Pattern scanning and text processing language
Print the fifth column (a.k.a. field) in a space-separated file
awk '{print $5}' [path/to/file]
Print the second column of the lines containing "foo" in a space-separated file
awk '/[foo]/ {print $2}' [path/to/file]
Print the last column of each line in a file, using a comma (instead of space) as a field separator
awk -F ',' '{print $NF}' [path/to/file]
Sum the values in the first column of a file and print the total
awk '{s+=$1} END {print s}' [path/to/file]
Print different values based on conditions
awk '{if ($1 == "foo") print "Exact match foo"; else if ($1 ~ "bar") print "Partial match bar"; else print "Baz"}' [path/to/file]
Print all the lines which the 10th column value is between a min and a max
awk '($10 >= [min_value] && $10 <= [max_value])'
awk [-F fs] [-v var=val] [-f progfile] [--posix] [--] 'program' [files]
-F fs
Field separator (fs); default whitespace or TAB
-f file
Read awk program from file instead of command line
-v var=val
Assign val to var before program runs (repeatable)
--
End options; treat following as filenames
-V
Print version and exit (gawk)
--help
Print help and exit (gawk)
--posix
Enforce POSIX compatibility (gawk)
-mf n
Limit function args to n (debugging; gawk)
-mr n
Limit record size to n bytes (debugging; gawk)
-W traditional
Use original awk behavior (gawk)
awk is a pattern-scanning and text-processing language designed for extracting and transforming structured data. It reads input line by line, splits each line into fields, and applies user-defined rules consisting of patterns and actions.
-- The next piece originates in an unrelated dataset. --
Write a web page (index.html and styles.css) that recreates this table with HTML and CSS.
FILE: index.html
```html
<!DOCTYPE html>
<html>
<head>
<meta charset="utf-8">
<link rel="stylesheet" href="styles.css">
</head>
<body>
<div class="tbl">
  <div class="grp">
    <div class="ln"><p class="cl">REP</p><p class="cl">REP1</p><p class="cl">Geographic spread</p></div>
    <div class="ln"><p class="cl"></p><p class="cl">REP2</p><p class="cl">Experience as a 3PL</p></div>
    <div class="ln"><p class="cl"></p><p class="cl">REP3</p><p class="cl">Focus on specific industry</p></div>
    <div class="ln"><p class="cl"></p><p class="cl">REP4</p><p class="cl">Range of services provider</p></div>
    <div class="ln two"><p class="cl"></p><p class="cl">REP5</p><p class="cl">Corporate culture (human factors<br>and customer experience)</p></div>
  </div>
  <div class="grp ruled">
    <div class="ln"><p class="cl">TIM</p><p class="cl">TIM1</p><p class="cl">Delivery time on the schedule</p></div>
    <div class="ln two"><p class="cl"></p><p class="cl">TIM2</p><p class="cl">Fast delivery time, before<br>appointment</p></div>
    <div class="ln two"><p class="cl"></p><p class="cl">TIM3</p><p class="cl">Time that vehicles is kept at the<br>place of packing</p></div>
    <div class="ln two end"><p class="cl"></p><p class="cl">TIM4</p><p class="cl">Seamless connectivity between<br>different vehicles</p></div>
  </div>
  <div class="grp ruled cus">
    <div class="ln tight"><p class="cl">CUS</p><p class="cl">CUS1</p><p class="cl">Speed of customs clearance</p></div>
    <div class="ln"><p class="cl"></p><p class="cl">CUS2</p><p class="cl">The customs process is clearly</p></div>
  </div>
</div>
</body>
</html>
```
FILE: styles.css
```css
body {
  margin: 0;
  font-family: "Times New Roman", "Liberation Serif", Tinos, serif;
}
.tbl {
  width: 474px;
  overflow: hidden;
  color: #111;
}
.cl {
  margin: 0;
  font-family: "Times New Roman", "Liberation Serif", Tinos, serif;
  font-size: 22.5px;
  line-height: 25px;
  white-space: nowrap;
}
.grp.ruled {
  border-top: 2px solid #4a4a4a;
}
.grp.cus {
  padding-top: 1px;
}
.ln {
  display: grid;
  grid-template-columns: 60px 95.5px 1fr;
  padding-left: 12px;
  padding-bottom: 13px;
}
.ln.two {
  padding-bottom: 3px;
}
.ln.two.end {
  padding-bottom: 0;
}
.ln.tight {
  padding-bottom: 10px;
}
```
An awk program is a sequence of pattern { action } rules. For each input line, awk tests the patterns and executes the associated actions for any that match. If no pattern is given, the action applies to every line. If no action is given, matching lines are printed.
Fields are accessed as $1, $2, etc., with $0 representing the entire line. The default field separator is whitespace, changeable with -F. Built-in variables include NR (current line number), NF (number of fields in current line), FS (field separator), and OFS (output field separator).
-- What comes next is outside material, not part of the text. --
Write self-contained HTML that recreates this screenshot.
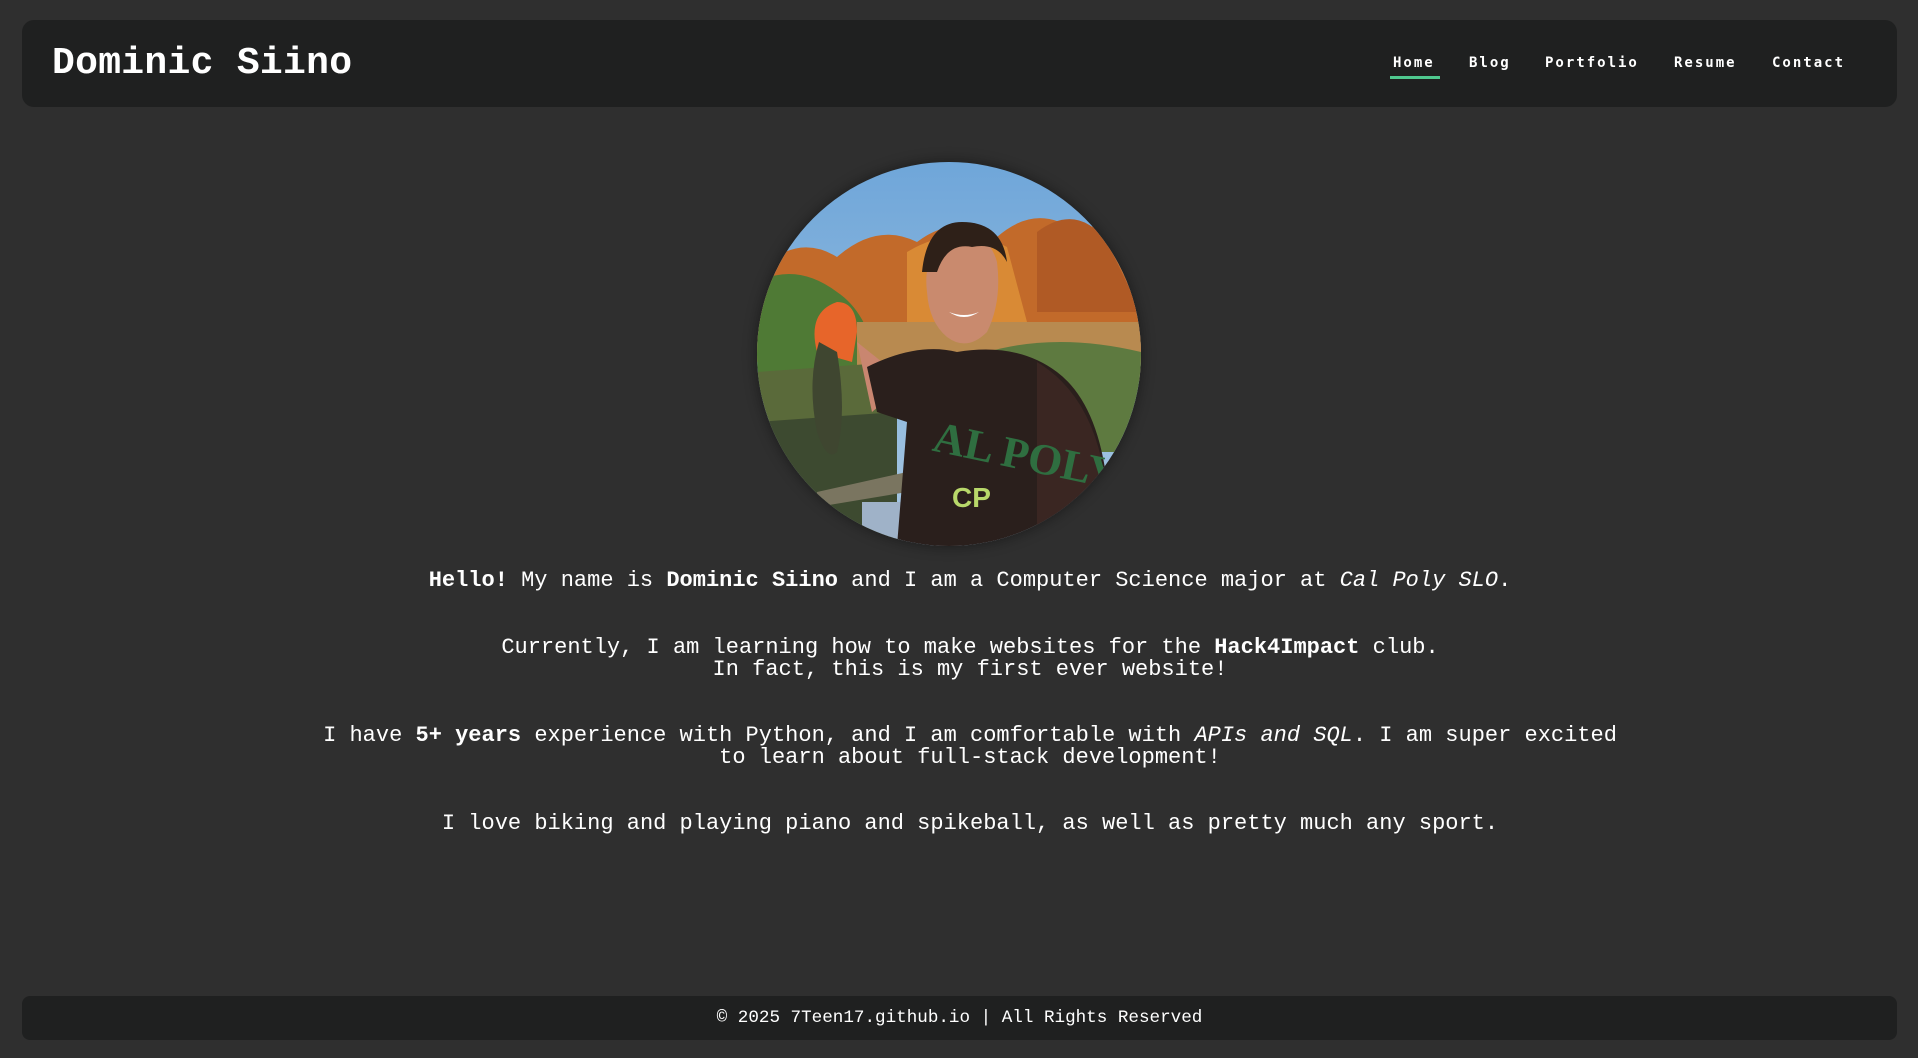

Special patterns BEGIN and END execute actions before and after all input is processed, useful for initialization and summary output. Awk supports variables, arrays, arithmetic, string functions, printf formatting, and control flow statements, making it a complete programming language for text processing.
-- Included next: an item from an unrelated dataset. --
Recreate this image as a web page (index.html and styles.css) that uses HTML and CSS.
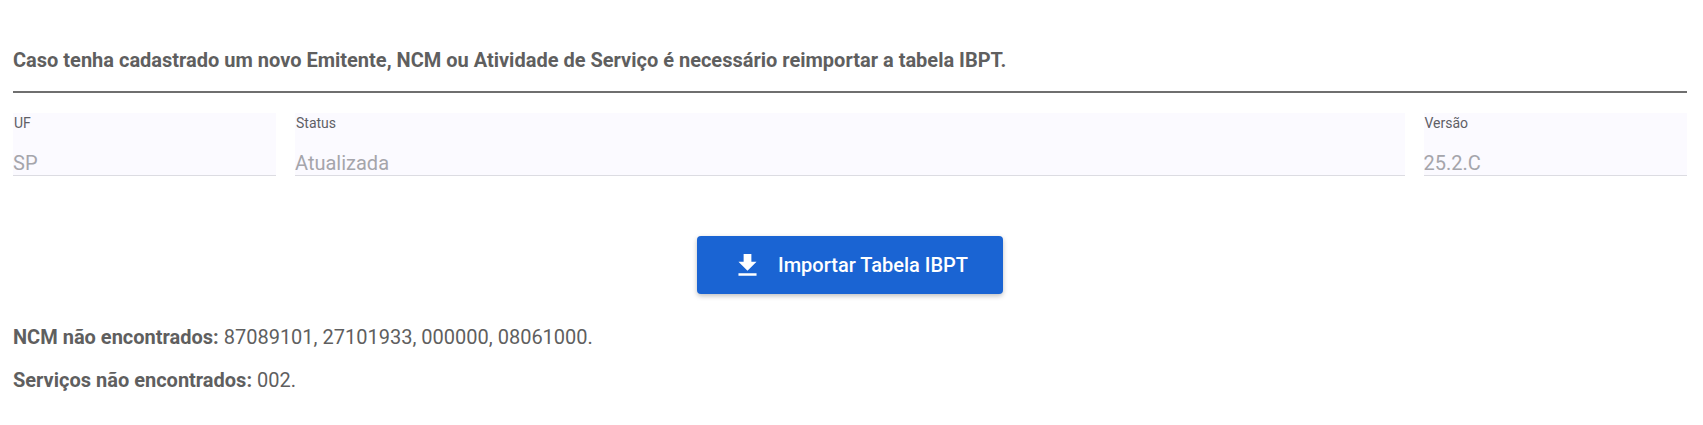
FILE: index.html
```html
<!DOCTYPE html>
<html lang="pt-BR">
<head>
<meta charset="utf-8">
<title>Tabela IBPT</title>
<link rel="stylesheet" href="styles.css">
</head>
<body>
<main class="page">
  <h2 class="notice">Caso tenha cadastrado um novo Emitente, NCM ou Atividade de Serviço é necessário reimportar a tabela IBPT.</h2>
  <hr class="rule">
  <div class="fields">
    <div class="field field-uf"><span class="label">UF</span><span class="value">SP</span></div>
    <div class="field field-status"><span class="label">Status</span><span class="value">Atualizada</span></div>
    <div class="field field-versao"><span class="label">Versão</span><span class="value">25.2.C</span></div>
  </div>
  <div class="actions">
    <button class="btn" type="button">
      <svg class="btn-icon" viewBox="0 0 24 24" aria-hidden="true"><path d="M19 9h-4V3H9v6H5l7 7 7-7zM5 18v2h14v-2H5z"/></svg>
      <span>Importar Tabela IBPT</span>
    </button>
  </div>
  <p class="info"><strong>NCM não encontrados:</strong> 87089101, 27101933, 000000, 08061000.</p>
  <p class="info"><strong>Serviços não encontrados:</strong> 002.</p>
</main>
</body>
</html>
```
FILE: styles.css
```css
* { box-sizing: border-box; }
html, body { margin: 0; background: #fff; }
body { font-family: Roboto, "Liberation Sans", sans-serif; color: #5f5f5f; }
.page { padding: 47px 16px 0 13px; height: 425px; overflow: hidden; }
.notice { margin: 0; font-size: 20px; line-height: 26px; font-weight: 700; color: #5f5f5f; }
.rule { margin: 18px 0 0; border: 0; border-top: 2px solid #6f6f6f; height: 0; }
.fields { display: flex; margin-top: 20px; }
.field { height: 63px; background: #fbfaff; border-bottom: 1px solid #dcdce2; display: flex; flex-direction: column; }
.field-uf { width: 262.5px; margin-right: 19.5px; }
.field-versao { width: 263.5px; margin-left: 18.5px; }
.field-status { flex: 1; }
.label { font-size: 14px; line-height: 16px; color: #5f5f66; margin-top: 2px; padding-left: 1px; }
.value { font-size: 20px; line-height: 26px; color: #a5a5ab; margin-top: 19px; }
.actions { display: flex; justify-content: center; margin-top: 60px; }
.btn { width: 306px; height: 58px; border: 0; border-radius: 4px; background: #1a64d3; color: #fff; font-family: inherit; font-size: 20px; font-weight: 500; display: flex; align-items: center; justify-content: center; gap: 15px; box-shadow: 0 2px 5px rgba(0,0,0,.25); padding: 0; }
.btn-icon { width: 31px; height: 31px; fill: #fff; flex: none; }
.info { margin: 0; font-size: 20px; line-height: 28px; color: #5f5f5f; }
.actions + .info { margin-top: 29px; }
.info + .info { margin-top: 15px; }
.info strong { font-weight: 700; }
```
$0: Full line $1: First field NF: Fields count NR: Record (line) number Use $(n) for nth field
Different awk implementations (gawk, mawk, nawk) have varying feature sets. Regular expressions and string functions may behave differently across implementations. Associative arrays are unordered. Floating-point arithmetic may produce rounding errors. Very large files are processed efficiently but complex programs with many arrays can consume significant memory.
awk was created by Alfred Aho, Peter Weinberger, and Brian Kernighan at Bell Labs in 1977, with the name derived from their initials. It was redesigned and expanded in 1985 as "new awk" (nawk). GNU awk (gawk) added many extensions including networking and internationalization. Awk is a standard POSIX utility available on virtually all Unix-like systems.